Was ist der Unterschied zwischen einem Selbstjustiz- und Rachedrama im europäischen und einem Selbstjustiz- und Rachedrama im US-Kino? Im europäischen Kino wird der Held am Ende die völlige Absurdität und Ausweglosigkeit seines Vorhabens erkennen und einen moralisch korrekten Prozess der Läuterung durchlaufen, an dessen Ende er entweder für seine Hybris durch eine hypermoralische Nemesis existenziell bestraft wird oder vom Saulus zum Paulus wird und den Missetätern verzeiht. Im US-Kino wird der Held für seine Hybris nicht bestraft, er verlässt die Leinwand vielmehr mit zig Leichen im Keller und der Erkenntnis: Hilf dir selbst, dann hilft dir Gott.
Damit ist die Handlung von »Death Wish«, dem Remake des im Original gleichnamigen und in deutscher Sprache unter dem Titel »Ein Mann sieht Rot« bekannt gewordenen Charles-Bronson-Klassikers von 1974, bereits hinlänglich wiedergegeben. Es beginnt wie so oft mit jedermanns schlimmstem Albtraum: Du arbeitest als Chirurg im Krankenhaus und eines Tages, als du nichts Böses ahnst, werden deine Frau und deine Tochter zu den Patienten, die dir in den OP geschoben werden. Beide sind (bzw. waren) strahlende Schönheiten, die dein Leben bisher in vollendeter Form glücklich gemacht habten, und dein Familienidyll ist jäh zerstört – von skrupellosen Bestien, die nichts anderes als den Tod verdienen. Die Ausgangslage ist Klischee und der Rest auch: Die Polizei kommt nicht recht voran, aber du kommst voran in deinen Überlegungen, wie es dennoch gelingen könnte, die Schufte zur Rechenschaft zu ziehen. Dabei helfen dir a) der Zufall und b) das amerikanische Waffenrecht.
Die filmstarts-Redaktion hat es treffend angemerkt: Es gibt einen Subtext zu diesem Film: Es ist die Frage nach dem Sinn oder Unsinn von legalem Waffenbesitz.
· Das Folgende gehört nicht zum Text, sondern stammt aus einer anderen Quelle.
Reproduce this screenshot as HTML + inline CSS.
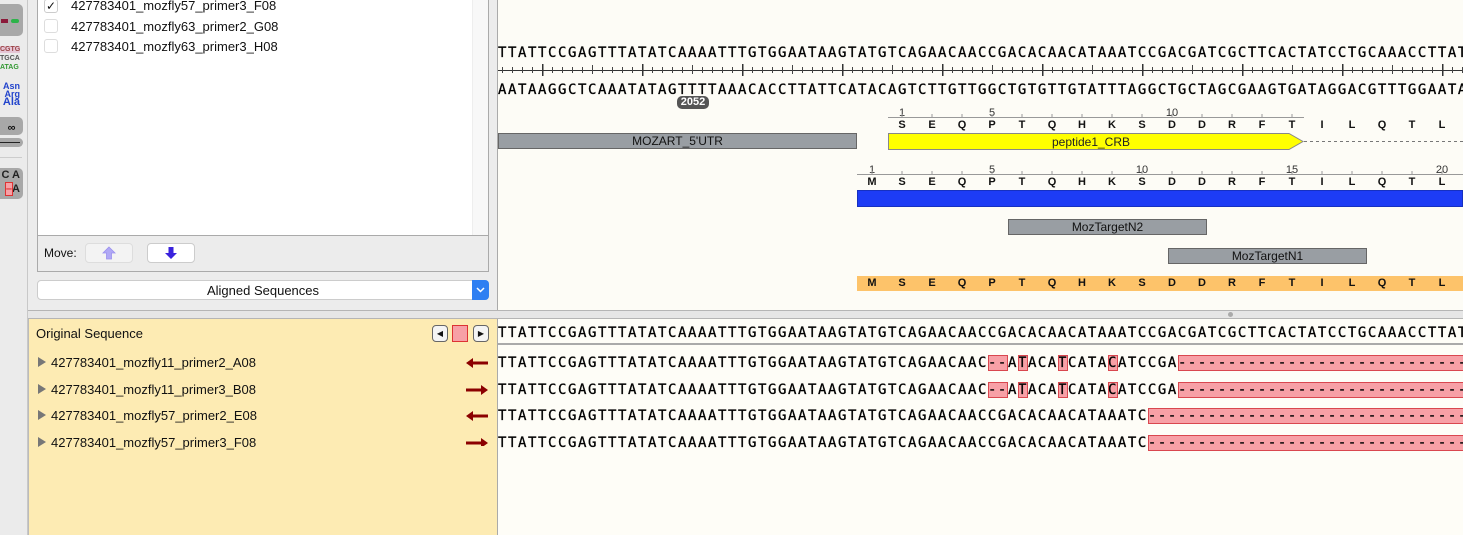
<!DOCTYPE html>
<html><head><meta charset="utf-8"><style>
*{margin:0;padding:0;box-sizing:border-box}
body{width:1463px;height:535px;overflow:hidden;position:relative;background:#fdfcf6;font-family:"Liberation Sans",sans-serif;font-size:13px;color:#111}
.a{position:absolute}
.seq{position:absolute;left:498px;font-family:"DejaVu Sans Mono",monospace;font-size:14px;letter-spacing:1.57px;white-space:pre;color:#000;line-height:16px;-webkit-text-stroke:0.3px #000}
.hl{background:#f7a0a6;outline:1px solid #d9474f;outline-offset:-1px}
.bar{position:absolute;height:16px;font-size:12px;text-align:center;line-height:15px;border:1px solid #666}
.aa{position:absolute;font-size:11px;font-weight:bold;width:20px;text-align:center;line-height:12px}
.nm{position:absolute;left:38px;font-size:13px}
.nm::before{content:"";display:inline-block;border-left:8px solid #777;border-top:5px solid transparent;border-bottom:5px solid transparent;margin-right:5px}
</style></head><body>
<!-- left toolbar -->
<div class="a" style="left:0;top:0;width:28px;height:535px;background:#ebebeb;border-right:1px solid #c8c8c8"></div>
<div class="a" style="left:0;top:4px;width:23px;height:32px;background:#a8a8a8;border-radius:0 5px 5px 0"></div>
<div class="a" style="left:1px;top:19px;width:7px;height:4px;background:#8b1a3a"></div>
<div class="a" style="left:11px;top:19px;width:8px;height:4px;background:#2db34a;border-radius:2px"></div>
<div class="a" style="left:0;top:45px;font:bold 7px 'Liberation Sans';line-height:9px;color:#944"><span style="background:#e6c6d6">CGTG</span><br><span style="color:#555">TGCA</span><br><span style="color:#393">ATAG</span></div>
<div class="a" style="left:0;top:82px;font:bold 9px 'Liberation Sans';line-height:8px;color:#2244cc;text-align:right;width:20px">Asn<br>Arg<br><span style="font-size:11px">Ala</span></div>
<div class="a" style="left:0;top:117px;width:23px;height:18px;background:#a8a8a8;border-radius:0 5px 5px 0;font-size:11px;font-weight:bold;text-align:center;line-height:22px">∞</div>
<div class="a" style="left:0;top:138px;width:23px;height:9px;background:#a8a8a8;border-radius:0 5px 5px 0"></div>
<div class="a" style="left:0;top:142px;width:20px;height:1px;background:#222"></div>
<div class="a" style="left:0;top:157px;width:22px;height:1px;background:#ccc"></div>
<div class="a" style="left:0;top:168px;width:23px;height:31px;background:#a8a8a8;border-radius:0 5px 5px 0;font:bold 11px 'Liberation Sans';color:#222;text-align:right;padding-right:3px;line-height:14px">C A<br><span style="background:#f7a0a6;outline:1px solid #d33;color:#d33">–</span>A</div>

<!-- left top panel -->
<div class="a" style="left:28px;top:0;width:469px;height:310px;background:#ececec"></div>
<div class="a" style="left:37px;top:0;width:452px;height:236px;background:#fff;border:1px solid #aaa;border-top:none"></div>
<div class="a" style="left:472px;top:0;width:16px;height:235px;background:#f8f8f8;border-left:1px solid #eee"></div>
<div class="a" style="left:44px;top:-1px;width:14px;height:14px;border:1px solid #ccc;border-radius:3px;background:#fff;font-size:12px;line-height:12px;text-align:center">✓</div>
<div class="a" style="left:44px;top:19px;width:14px;height:14px;border:1px solid #ddd;border-radius:3px"></div>
<div class="a" style="left:44px;top:39px;width:14px;height:14px;border:1px solid #ddd;border-radius:3px"></div>
<div class="a" style="left:71px;top:-2px">427783401_mozfly57_primer3_F08</div>
<div class="a" style="left:71px;top:19px">427783401_mozfly63_primer2_G08</div>
<div class="a" style="left:71px;top:39px">427783401_mozfly63_primer3_H08</div>
<div class="a" style="left:37px;top:235px;width:452px;height:37px;border:1px solid #aaa;border-top:none"></div>
<div class="a" style="left:44px;top:246px;font-size:12px">Move:</div>
<div class="a" style="left:85px;top:243px;width:48px;height:20px;background:#f3f3f3;border:1px solid #ddd;border-radius:4px"></div>
<svg class="a" style="left:101px;top:246px" width="16" height="14"><path d="M8 1L14 7H10.5V13H5.5V7H2Z" fill="#b0a8f5" stroke="#9a90ee" stroke-width="0.8"/></svg>
<div class="a" style="left:147px;top:243px;width:48px;height:20px;background:#fff;border:1px solid #ccc;border-radius:4px"></div>
<svg class="a" style="left:163px;top:246px" width="16" height="14"><path d="M8 13L14 7H10.5V1H5.5V7H2Z" fill="#3a22dd"/></svg>
<div class="a" style="left:37px;top:280px;width:452px;height:20px;background:#fff;border:1px solid #ccc;border-radius:4px;text-align:center;line-height:19px;font-size:13px">Aligned Sequences</div>
<div class="a" style="left:472px;top:280px;width:17px;height:20px;background:#2f7ff2;border-radius:0 4px 4px 0"></div>
<svg class="a" style="left:475px;top:285px" width="11" height="10"><path d="M2 3L5.5 6.5L9 3" stroke="#fff" stroke-width="1.5" fill="none"/></svg>
<div class="a" style="left:497px;top:0;width:1px;height:310px;background:#aaa"></div>

<!-- top right -->
<div class="seq" style="top:45px">TTATTCCGAGTTTATATCAAAATTTGTGGAATAAGTATGTCAGAACAACCGACACAACATAAATCCGACGATCGCTTCACTATCCTGCAAACCTTAT</div>
<svg class="a" style="left:498px;top:60px" width="965" height="20">
<defs>
<pattern id="mn" width="10" height="20" patternUnits="userSpaceOnUse" x="4"><rect x="0" y="7" width="1" height="6" fill="#444"/></pattern>
<pattern id="mj" width="100" height="20" patternUnits="userSpaceOnUse" x="44"><rect x="0" y="4" width="1.5" height="12" fill="#333"/><rect x="50" y="5" width="1" height="9" fill="#444"/></pattern>
</defs>
<rect x="0" y="10" width="965" height="1" fill="#333"/>
<rect x="0" y="0" width="965" height="20" fill="url(#mn)"/>
<rect x="0" y="0" width="965" height="20" fill="url(#mj)"/>
</svg>
<div class="seq" style="top:82px">AATAAGGCTCAAATATAGTTTTAAACACCTTATTCATACAGTCTTGTTGGCTGTGTTGTATTTAGGCTGCTAGCGAAGTGATAGGACGTTTGGAATA</div>
<div class="a" style="left:677px;top:96px;width:32px;height:13px;background:#555;border-radius:5px;color:#fff;font-size:11px;font-weight:bold;text-align:center;line-height:13px">2052</div>

<div class="bar" style="left:498px;top:133px;width:359px;background:#999ea3;border-color:#666">MOZART_5'UTR</div>

<!-- peptide ruler -->
<div class="a" style="left:888px;top:117px;width:416px;height:1px;background:#999"></div>
<svg class="a" style="left:850px;top:100px" width="613" height="30">
<g fill="#333" font-family="Liberation Sans" font-size="11" text-anchor="middle">
<text x="52" y="16">1</text><text x="142" y="16">5</text><text x="322" y="16">10</text>
</g>
<g stroke="#999"><path d="M52 14v3M82 14v3M112 14v3M142 14v3M172 14v3M202 14v3M232 14v3M262 14v3M292 14v3M322 14v3M352 14v3M382 14v3M412 14v3M442 14v3"/></g>
</svg>
<svg class="a" style="left:886px;top:132px" width="577" height="19">
<path d="M2.5 1.5H403L417 9.5L403 17.5H2.5Z" fill="#ffff00" stroke="#888"/>
<text x="205" y="14" font-family="Liberation Sans" font-size="12" text-anchor="middle" fill="#222">peptide1_CRB</text>
<line x1="418" y1="9.5" x2="577" y2="9.5" stroke="#777" stroke-dasharray="3,3"/>
</svg>

<!-- CDS ruler -->
<div class="a" style="left:857px;top:174px;width:606px;height:1px;background:#999"></div>
<svg class="a" style="left:850px;top:157px" width="613" height="20">
<g fill="#333" font-family="Liberation Sans" font-size="11" text-anchor="middle">
<text x="22" y="16">1</text><text x="142" y="16">5</text><text x="292" y="16">10</text><text x="442" y="16">15</text><text x="592" y="16">20</text>
</g>
<g stroke="#999"><path d="M22 14v3M52 14v3M82 14v3M112 14v3M142 14v3M172 14v3M202 14v3M232 14v3M262 14v3M292 14v3M322 14v3M352 14v3M382 14v3M412 14v3M442 14v3M472 14v3M502 14v3M532 14v3M562 14v3M592 14v3"/></g>
</svg>
<div class="a" style="left:857px;top:190px;width:606px;height:17px;background:#1d3cf5;border:1px solid #1630c0"></div>
<div class="bar" style="left:1008px;top:219px;width:199px;background:#999ea3">MozTargetN2</div>
<div class="bar" style="left:1168px;top:248px;width:199px;background:#999ea3">MozTargetN1</div>
<div class="a" style="left:857px;top:276px;width:606px;height:15px;background:#fdc36a"></div>

<div class="aa" style="left:892px;top:119px">S</div><div class="aa" style="left:922px;top:119px">E</div><div class="aa" style="left:952px;top:119px">Q</div><div class="aa" style="left:982px;top:119px">P</div><div class="aa" style="left:1012px;top:119px">T</div><div class="aa" style="left:1042px;top:119px">Q</div><div class="aa" style="left:1072px;top:119px">H</div><div class="aa" style="left:1102px;top:119px">K</div><div class="aa" style="left:1132px;top:119px">S</div><div class="aa" style="left:1162px;top:119px">D</div><div class="aa" style="left:1192px;top:119px">D</div><div class="aa" style="left:1222px;top:119px">R</div><div class="aa" style="left:1252px;top:119px">F</div><div class="aa" style="left:1282px;top:119px">T</div><div class="aa" style="left:1312px;top:119px">I</div><div class="aa" style="left:1342px;top:119px">L</div><div class="aa" style="left:1372px;top:119px">Q</div><div class="aa" style="left:1402px;top:119px">T</div><div class="aa" style="left:1432px;top:119px">L</div>
<div class="aa" style="left:862px;top:176px">M</div><div class="aa" style="left:892px;top:176px">S</div><div class="aa" style="left:922px;top:176px">E</div><div class="aa" style="left:952px;top:176px">Q</div><div class="aa" style="left:982px;top:176px">P</div><div class="aa" style="left:1012px;top:176px">T</div><div class="aa" style="left:1042px;top:176px">Q</div><div class="aa" style="left:1072px;top:176px">H</div><div class="aa" style="left:1102px;top:176px">K</div><div class="aa" style="left:1132px;top:176px">S</div><div class="aa" style="left:1162px;top:176px">D</div><div class="aa" style="left:1192px;top:176px">D</div><div class="aa" style="left:1222px;top:176px">R</div><div class="aa" style="left:1252px;top:176px">F</div><div class="aa" style="left:1282px;top:176px">T</div><div class="aa" style="left:1312px;top:176px">I</div><div class="aa" style="left:1342px;top:176px">L</div><div class="aa" style="left:1372px;top:176px">Q</div><div class="aa" style="left:1402px;top:176px">T</div><div class="aa" style="left:1432px;top:176px">L</div>
<div class="aa" style="left:862px;top:277px">M</div><div class="aa" style="left:892px;top:277px">S</div><div class="aa" style="left:922px;top:277px">E</div><div class="aa" style="left:952px;top:277px">Q</div><div class="aa" style="left:982px;top:277px">P</div><div class="aa" style="left:1012px;top:277px">T</div><div class="aa" style="left:1042px;top:277px">Q</div><div class="aa" style="left:1072px;top:277px">H</div><div class="aa" style="left:1102px;top:277px">K</div><div class="aa" style="left:1132px;top:277px">S</div><div class="aa" style="left:1162px;top:277px">D</div><div class="aa" style="left:1192px;top:277px">D</div><div class="aa" style="left:1222px;top:277px">R</div><div class="aa" style="left:1252px;top:277px">F</div><div class="aa" style="left:1282px;top:277px">T</div><div class="aa" style="left:1312px;top:277px">I</div><div class="aa" style="left:1342px;top:277px">L</div><div class="aa" style="left:1372px;top:277px">Q</div><div class="aa" style="left:1402px;top:277px">T</div><div class="aa" style="left:1432px;top:277px">L</div>

<!-- splitter -->
<div class="a" style="left:28px;top:310px;width:1435px;height:9px;background:#e6e6e6;border-top:1px solid #b5b5b5;border-bottom:1px solid #b5b5b5"></div>
<div class="a" style="left:1228px;top:312px;width:5px;height:5px;border-radius:50%;background:#aaa"></div>

<!-- bottom left -->
<div class="a" style="left:28px;top:319px;width:469px;height:216px;background:#fdebb3;border-left:1px solid #bbb"></div>
<div class="a" style="left:497px;top:319px;width:1px;height:216px;background:#aaa"></div>
<div class="a" style="left:36px;top:326px">Original Sequence</div>
<div class="a" style="left:432px;top:325px;width:16px;height:17px;border:1px solid #666;border-radius:4px;background:#f4f4f4;font-size:8px;text-align:center;line-height:15px">◀</div>
<div class="a" style="left:452px;top:325px;width:16px;height:17px;border:1px solid #d33;background:#f7a0a6"></div>
<div class="a" style="left:473px;top:325px;width:16px;height:17px;border:1px solid #666;border-radius:4px;background:#f4f4f4;font-size:8px;text-align:center;line-height:15px">▶</div>
<div class="nm" style="top:355px">427783401_mozfly11_primer2_A08</div>
<div class="nm" style="top:382px">427783401_mozfly11_primer3_B08</div>
<div class="nm" style="top:408px">427783401_mozfly57_primer2_E08</div>
<div class="nm" style="top:435px">427783401_mozfly57_primer3_F08</div>
<svg class="a" style="left:464px;top:356px" width="26" height="90" fill="#8b0000">
<path d="M2 7L9 2V5.5H24V8.5H9V12Z"/>
<path d="M24 34L17 29V32.5H2V35.5H17V39Z"/>
<path d="M2 60L9 55V58.5H24V61.5H9V65Z"/>
<path d="M24 87L17 82V85.5H2V88.5H17V92Z"/>
</svg>

<!-- bottom right -->
<div class="a" style="left:498px;top:319px;width:965px;height:216px;background:#fefdf7;overflow:hidden">
<div class="a" style="left:0;top:24px;width:965px;height:2px;background:#aaa"></div>
</div>
<div style="position:absolute;left:0;top:0;width:1463px;height:535px;overflow:hidden">
<div class="seq" style="top:325px">TTATTCCGAGTTTATATCAAAATTTGTGGAATAAGTATGTCAGAACAACCGACACAACATAAATCCGACGATCGCTTCACTATCCTGCAAACCTTAT</div>
<div class="seq" style="top:355px">TTATTCCGAGTTTATATCAAAATTTGTGGAATAAGTATGTCAGAACAAC<span class="hl">--</span>A<span class="hl">T</span>ACA<span class="hl">T</span>CATA<span class="hl">C</span>ATCCGA<span class="hl">------------------------------------</span></div>
<div class="seq" style="top:382px">TTATTCCGAGTTTATATCAAAATTTGTGGAATAAGTATGTCAGAACAAC<span class="hl">--</span>A<span class="hl">T</span>ACA<span class="hl">T</span>CATA<span class="hl">C</span>ATCCGA<span class="hl">------------------------------------</span></div>
<div class="seq" style="top:408px">TTATTCCGAGTTTATATCAAAATTTGTGGAATAAGTATGTCAGAACAACCGACACAACATAAATC<span class="hl">----------------------------------------</span></div>
<div class="seq" style="top:435px">TTATTCCGAGTTTATATCAAAATTTGTGGAATAAGTATGTCAGAACAACCGACACAACATAAATC<span class="hl">----------------------------------------</span></div>
</div>
</body></html>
An verschiedenen Stellen wird auf das amerikanische Selbstverständnis, sich weitgehend problemlos mit Waffen auszurüsten, Bezug genommen. Nur gibt es darauf eben keine Antwort, die mit der europäischen Prägung kompatibel wäre, da es nun einmal keine deutschen, französischen oder schwedischen Cowboys gibt, sondern höchstens hier und da ein paar hart gekochter Weicheier. Zu denen möchte Bruce Willis freilich nicht gehören. Der Film weiß aber natürlich um die Sensibilität des Themas und versucht sich in Selbstironie und augenzwinkerndem Humor. In diese Kategorie fallen die Ausflüge des Krankenhausarztes in ein Waffengeschäft. Er zeigt aber auch, dass das Unglück, das den von Bruce Willis verkörperten Mediziner trifft, vielleicht auch damit zusammenhängen könnte, dass Waffen in den USA kaum schwerer zu erwerben sind als Schraubendreher. Aber – das reicht »Death Wish« als Moral - es is' ja nu' mal, wie's ist.
Und mal ehrlich: Wer Tarantino als Propheten des modernen Kinos feiert, kann sich hier nicht in den Schmollwinkel stellen und zetern: Böses, gewaltverherrlichendes US-Kino! Die Wahrheit ist: »Death Wish« ist nicht weniger spannend und kurzweilig als »Taken«, er ist lediglich eine Spur realistischer. Denn anders als Liam Neeson in seinem Pariser Rachefeldzug zeigt Bruce Willis als gelernter Facharzt und ungelernter Rächer in seinem Kampf gegen das Böse mehrfach Schwächen. Das blutige Finale zielt ein wenig zu sehr auf den drastischen Effekt ab ("Final Destination" 1-5 lässt grüßen), das gehört zu den Schwächen von »Death Wish«. Dennoch muss kein Mensch, der in diesen Film geht, Angst vor Langeweile haben. Es handelt sich um einen Genrefilm und es ist wie bei allen Filmen des Genres: Man bekommt, was man verdient. Und das ist auch gut so.
P.S.: »Ein Mann sieht Rot« wäre auch für das Remake ein schönerer Titel gewesen.